[Interface markup and scripts]
+--

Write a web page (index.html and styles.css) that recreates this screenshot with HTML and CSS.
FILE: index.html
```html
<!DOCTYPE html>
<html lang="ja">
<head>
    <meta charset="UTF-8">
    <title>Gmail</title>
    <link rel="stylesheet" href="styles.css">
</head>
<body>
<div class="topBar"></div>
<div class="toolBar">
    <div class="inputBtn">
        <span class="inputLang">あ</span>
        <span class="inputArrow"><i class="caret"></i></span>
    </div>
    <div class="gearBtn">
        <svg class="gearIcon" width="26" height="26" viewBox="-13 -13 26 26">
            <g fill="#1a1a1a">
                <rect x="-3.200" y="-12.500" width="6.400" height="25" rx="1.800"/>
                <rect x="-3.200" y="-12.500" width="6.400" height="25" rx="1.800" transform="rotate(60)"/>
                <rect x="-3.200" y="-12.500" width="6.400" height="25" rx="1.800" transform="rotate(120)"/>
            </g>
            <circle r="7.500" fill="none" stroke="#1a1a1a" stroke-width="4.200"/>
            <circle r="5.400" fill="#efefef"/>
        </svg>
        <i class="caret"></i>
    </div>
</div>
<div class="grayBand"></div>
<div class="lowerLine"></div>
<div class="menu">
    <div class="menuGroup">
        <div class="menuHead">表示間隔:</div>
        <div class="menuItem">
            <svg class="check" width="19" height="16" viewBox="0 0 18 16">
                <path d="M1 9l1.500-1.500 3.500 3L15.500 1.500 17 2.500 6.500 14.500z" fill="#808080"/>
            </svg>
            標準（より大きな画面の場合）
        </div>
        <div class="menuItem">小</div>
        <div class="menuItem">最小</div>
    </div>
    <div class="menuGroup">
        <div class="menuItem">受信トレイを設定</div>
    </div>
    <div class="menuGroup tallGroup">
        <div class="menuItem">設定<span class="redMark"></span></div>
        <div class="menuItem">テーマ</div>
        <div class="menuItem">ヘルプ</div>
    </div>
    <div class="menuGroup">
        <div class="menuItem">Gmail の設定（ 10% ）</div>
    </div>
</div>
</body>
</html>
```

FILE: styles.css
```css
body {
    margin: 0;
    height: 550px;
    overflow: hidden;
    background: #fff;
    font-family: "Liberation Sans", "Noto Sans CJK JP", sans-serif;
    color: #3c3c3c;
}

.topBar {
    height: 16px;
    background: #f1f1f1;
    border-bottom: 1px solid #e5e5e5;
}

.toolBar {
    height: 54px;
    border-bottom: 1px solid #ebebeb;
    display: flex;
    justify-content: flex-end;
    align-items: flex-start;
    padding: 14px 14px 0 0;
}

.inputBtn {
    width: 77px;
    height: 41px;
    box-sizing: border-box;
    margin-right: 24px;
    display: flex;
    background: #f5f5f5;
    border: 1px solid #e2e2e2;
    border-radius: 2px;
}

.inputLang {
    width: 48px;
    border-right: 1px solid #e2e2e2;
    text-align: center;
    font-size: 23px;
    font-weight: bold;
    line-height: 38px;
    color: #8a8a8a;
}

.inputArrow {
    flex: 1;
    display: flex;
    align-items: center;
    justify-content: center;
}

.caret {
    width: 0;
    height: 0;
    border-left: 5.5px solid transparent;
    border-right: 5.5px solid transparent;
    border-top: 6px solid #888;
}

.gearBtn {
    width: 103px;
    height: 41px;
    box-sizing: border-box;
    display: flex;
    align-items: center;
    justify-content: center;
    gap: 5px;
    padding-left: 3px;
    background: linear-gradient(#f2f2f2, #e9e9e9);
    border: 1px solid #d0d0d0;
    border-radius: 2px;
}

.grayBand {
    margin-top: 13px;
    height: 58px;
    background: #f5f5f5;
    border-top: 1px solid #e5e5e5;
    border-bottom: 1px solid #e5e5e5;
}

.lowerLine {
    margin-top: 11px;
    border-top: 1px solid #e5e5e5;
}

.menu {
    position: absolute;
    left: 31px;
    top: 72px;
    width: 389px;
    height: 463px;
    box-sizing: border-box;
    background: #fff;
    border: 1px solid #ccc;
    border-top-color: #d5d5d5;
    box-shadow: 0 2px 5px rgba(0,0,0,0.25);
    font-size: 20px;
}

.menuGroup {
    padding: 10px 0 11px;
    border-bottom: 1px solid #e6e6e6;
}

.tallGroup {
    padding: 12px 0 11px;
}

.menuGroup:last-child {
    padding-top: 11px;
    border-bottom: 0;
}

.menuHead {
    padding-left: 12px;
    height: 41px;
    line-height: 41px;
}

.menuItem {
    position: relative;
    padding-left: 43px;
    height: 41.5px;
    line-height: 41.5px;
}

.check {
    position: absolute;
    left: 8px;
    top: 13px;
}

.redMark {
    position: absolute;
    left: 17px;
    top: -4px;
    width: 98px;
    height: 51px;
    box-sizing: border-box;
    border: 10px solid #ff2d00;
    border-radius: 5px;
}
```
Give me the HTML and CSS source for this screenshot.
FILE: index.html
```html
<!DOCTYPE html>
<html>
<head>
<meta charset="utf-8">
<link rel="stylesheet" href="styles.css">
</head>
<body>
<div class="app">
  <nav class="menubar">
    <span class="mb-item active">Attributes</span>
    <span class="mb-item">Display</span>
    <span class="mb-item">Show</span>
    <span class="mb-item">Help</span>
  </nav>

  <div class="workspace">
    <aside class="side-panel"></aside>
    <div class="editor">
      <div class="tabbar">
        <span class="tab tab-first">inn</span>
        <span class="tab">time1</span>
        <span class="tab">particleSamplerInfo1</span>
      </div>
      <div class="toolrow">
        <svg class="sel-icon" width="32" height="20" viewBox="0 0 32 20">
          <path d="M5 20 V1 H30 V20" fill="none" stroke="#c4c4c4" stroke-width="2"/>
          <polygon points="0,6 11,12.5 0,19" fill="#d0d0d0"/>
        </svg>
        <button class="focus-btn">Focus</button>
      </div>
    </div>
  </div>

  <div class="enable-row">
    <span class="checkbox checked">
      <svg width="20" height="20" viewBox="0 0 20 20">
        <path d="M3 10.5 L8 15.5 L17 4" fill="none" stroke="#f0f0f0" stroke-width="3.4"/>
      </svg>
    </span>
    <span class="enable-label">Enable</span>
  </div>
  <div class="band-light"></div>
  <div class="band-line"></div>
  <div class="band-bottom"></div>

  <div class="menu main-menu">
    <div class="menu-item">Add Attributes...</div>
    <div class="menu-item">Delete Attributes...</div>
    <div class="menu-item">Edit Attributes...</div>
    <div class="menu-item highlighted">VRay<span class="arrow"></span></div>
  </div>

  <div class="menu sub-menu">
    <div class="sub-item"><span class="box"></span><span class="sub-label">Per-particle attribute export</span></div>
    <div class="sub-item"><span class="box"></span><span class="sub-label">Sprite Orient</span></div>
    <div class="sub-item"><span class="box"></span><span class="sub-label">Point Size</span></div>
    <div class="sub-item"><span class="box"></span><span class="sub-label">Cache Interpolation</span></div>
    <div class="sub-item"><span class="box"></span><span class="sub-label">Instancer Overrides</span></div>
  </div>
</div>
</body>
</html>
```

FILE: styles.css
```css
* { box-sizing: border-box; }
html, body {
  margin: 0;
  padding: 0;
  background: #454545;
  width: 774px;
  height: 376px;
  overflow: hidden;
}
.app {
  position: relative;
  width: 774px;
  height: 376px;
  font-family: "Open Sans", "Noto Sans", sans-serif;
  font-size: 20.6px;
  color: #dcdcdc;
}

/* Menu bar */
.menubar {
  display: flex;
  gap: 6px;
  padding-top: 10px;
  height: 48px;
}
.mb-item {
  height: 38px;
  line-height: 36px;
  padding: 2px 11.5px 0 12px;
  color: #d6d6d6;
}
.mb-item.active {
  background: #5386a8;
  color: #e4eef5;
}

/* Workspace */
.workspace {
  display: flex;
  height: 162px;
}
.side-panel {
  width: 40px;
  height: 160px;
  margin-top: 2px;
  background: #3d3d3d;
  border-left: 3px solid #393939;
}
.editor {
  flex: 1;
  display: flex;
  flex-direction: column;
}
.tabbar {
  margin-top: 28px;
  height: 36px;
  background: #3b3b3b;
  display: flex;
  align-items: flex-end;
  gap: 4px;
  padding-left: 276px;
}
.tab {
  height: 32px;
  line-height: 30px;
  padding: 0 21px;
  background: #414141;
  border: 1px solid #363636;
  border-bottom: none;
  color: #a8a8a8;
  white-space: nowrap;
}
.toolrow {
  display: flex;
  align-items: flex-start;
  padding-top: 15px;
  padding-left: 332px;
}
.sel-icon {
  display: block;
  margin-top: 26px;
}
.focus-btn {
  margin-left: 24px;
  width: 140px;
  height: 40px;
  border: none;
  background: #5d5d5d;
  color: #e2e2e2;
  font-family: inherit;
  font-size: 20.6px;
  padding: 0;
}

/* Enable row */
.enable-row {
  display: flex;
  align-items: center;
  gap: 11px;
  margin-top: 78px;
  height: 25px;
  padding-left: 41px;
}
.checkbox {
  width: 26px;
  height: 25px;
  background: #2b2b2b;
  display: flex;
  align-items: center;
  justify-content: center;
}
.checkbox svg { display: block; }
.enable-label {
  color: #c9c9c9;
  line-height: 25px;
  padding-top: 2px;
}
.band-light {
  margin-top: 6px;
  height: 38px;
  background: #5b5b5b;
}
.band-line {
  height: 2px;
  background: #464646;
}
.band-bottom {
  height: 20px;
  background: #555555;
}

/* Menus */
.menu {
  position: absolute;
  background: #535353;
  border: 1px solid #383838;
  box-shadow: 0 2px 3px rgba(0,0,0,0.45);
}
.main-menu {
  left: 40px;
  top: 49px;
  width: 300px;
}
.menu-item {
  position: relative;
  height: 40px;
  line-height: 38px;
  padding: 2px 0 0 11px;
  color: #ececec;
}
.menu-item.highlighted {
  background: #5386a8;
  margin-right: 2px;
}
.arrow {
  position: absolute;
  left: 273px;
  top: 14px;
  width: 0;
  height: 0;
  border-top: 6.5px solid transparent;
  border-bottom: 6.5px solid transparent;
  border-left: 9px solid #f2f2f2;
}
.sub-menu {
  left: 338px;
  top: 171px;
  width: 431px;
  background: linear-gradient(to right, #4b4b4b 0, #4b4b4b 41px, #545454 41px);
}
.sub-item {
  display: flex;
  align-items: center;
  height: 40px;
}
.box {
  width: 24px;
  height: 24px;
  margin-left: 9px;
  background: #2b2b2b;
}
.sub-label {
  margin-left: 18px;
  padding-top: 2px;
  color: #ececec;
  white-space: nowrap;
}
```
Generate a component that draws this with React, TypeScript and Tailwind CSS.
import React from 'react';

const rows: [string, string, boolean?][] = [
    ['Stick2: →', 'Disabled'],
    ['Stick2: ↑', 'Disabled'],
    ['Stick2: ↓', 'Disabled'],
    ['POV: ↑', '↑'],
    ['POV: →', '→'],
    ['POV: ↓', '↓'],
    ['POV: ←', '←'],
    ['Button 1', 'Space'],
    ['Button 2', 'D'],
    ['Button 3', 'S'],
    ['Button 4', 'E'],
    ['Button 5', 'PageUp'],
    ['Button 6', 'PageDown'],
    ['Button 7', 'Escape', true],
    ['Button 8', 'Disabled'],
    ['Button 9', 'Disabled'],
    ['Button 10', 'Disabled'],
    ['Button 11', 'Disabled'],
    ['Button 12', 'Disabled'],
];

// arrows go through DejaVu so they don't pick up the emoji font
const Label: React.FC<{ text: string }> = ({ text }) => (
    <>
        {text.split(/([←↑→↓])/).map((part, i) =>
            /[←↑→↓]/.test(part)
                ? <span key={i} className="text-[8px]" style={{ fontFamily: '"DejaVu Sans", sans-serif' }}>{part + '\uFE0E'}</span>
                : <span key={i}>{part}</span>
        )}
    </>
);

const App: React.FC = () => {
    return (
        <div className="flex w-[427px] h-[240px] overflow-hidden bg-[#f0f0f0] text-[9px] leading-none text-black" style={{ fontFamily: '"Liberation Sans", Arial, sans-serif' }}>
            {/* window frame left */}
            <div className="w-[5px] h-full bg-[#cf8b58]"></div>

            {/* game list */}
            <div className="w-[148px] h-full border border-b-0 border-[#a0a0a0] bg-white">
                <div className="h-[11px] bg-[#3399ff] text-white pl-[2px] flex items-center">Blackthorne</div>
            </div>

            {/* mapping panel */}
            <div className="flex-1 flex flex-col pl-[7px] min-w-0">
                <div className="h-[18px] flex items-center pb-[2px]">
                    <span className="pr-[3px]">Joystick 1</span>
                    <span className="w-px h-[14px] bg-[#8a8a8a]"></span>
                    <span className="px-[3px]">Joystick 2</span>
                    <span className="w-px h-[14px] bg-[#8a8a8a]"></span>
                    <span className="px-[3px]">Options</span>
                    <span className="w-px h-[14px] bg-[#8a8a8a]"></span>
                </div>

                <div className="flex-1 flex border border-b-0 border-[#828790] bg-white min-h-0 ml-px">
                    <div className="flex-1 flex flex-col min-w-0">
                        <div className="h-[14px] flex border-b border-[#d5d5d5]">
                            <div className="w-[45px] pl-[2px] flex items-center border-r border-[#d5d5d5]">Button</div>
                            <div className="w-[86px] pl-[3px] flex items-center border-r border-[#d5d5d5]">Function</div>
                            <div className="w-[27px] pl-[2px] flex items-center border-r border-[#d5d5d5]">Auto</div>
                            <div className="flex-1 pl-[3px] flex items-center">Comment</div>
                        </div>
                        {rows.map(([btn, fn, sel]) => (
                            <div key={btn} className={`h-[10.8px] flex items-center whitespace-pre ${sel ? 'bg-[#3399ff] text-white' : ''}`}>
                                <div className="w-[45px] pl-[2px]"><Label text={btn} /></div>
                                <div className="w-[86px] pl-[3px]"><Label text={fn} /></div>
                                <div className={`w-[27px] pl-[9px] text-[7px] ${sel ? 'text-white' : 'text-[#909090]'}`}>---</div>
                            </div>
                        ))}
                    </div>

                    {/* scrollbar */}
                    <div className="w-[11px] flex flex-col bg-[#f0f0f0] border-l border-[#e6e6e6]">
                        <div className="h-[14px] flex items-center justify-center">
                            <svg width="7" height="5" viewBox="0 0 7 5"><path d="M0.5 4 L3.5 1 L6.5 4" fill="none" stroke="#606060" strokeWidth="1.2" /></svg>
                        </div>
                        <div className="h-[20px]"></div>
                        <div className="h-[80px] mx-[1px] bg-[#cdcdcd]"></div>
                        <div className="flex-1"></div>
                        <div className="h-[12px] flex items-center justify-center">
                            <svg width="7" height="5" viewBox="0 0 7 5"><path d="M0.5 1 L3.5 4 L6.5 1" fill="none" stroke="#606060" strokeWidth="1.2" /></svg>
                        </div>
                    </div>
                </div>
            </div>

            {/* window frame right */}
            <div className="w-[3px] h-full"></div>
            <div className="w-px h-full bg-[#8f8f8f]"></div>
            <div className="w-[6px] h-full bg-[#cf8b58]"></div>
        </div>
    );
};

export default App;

+--

• REQUIREMENT: Within the listing above, locate the line containing "Generate a component" and the line containing "import React from 'react';". Reproduce those two lines and all lines between them exactly, with nothing added.

• ANSWER TO THIS PROBLEM:
Generate a component that draws this with React, TypeScript and Tailwind CSS.
import React from 'react';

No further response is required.